Hyperbole is a figure of speech in which the author uses intentional exaggeration or overstatement.
- If you want your steak very rare, you'd be using hyperbole if you asked the waitress to bring you "a T'bone that's still mooing."
- If you spend a long day at the beach with no sunblock, your mother might take a look at you and exclaim, "You're totally fried!"
- If you wreck your dad's car, you might say you'd "rather swallow a pound of nails than tell him what happened."
Ask
What are some other ways you could express these three thoughts using hyperbole intentional exaggeration?
We are all subjected to hyperbole every day in the form of advertising and other appeals to get us to act in a certain way, or change our way of thinking.
- "Gun prohibitionists have declared a civil war on law-abiding firearms owners...It's a naked attempt to strip the next generation of the Second Amendment to the U. S. Constitution." (Marion P. Hammer, NRA President)
- "The truth is, this relationship could last longer that most marriages...He hangs on your every word--he has excellent taste." (cat-food advertisement)

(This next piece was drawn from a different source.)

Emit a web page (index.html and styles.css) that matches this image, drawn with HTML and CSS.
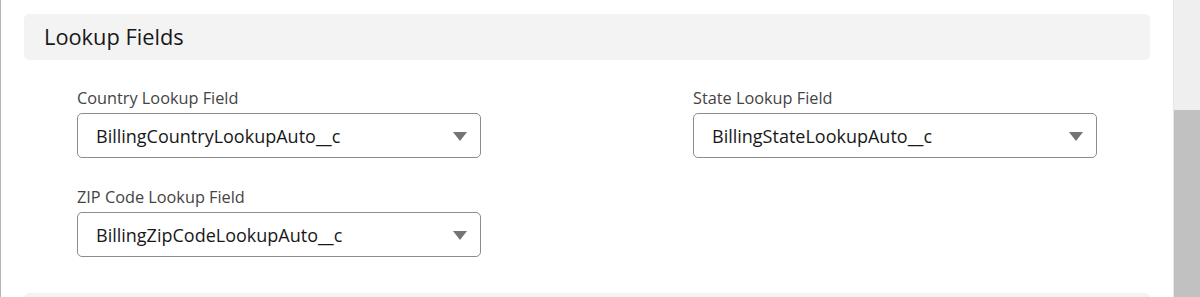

All these are examples of hyperbole. We come in contact with it everyday of our lives. So when we are writing books with dialect. It makes it all the more realistic when we use hyperbole in our novels, because it is a common way of making a point. Exaggeration is part of a normal conversation. So when we use it in our novels. It not only draws in the readers in but makes them relate to the characters. Hyperbole is an important part in literature. And by learning about it and other forms of literature as in similes, metaphors, flashbacks, foreshadowing, and etcetera. We are creating a true piece of literature. Thanks for reading, hope you enjoyed!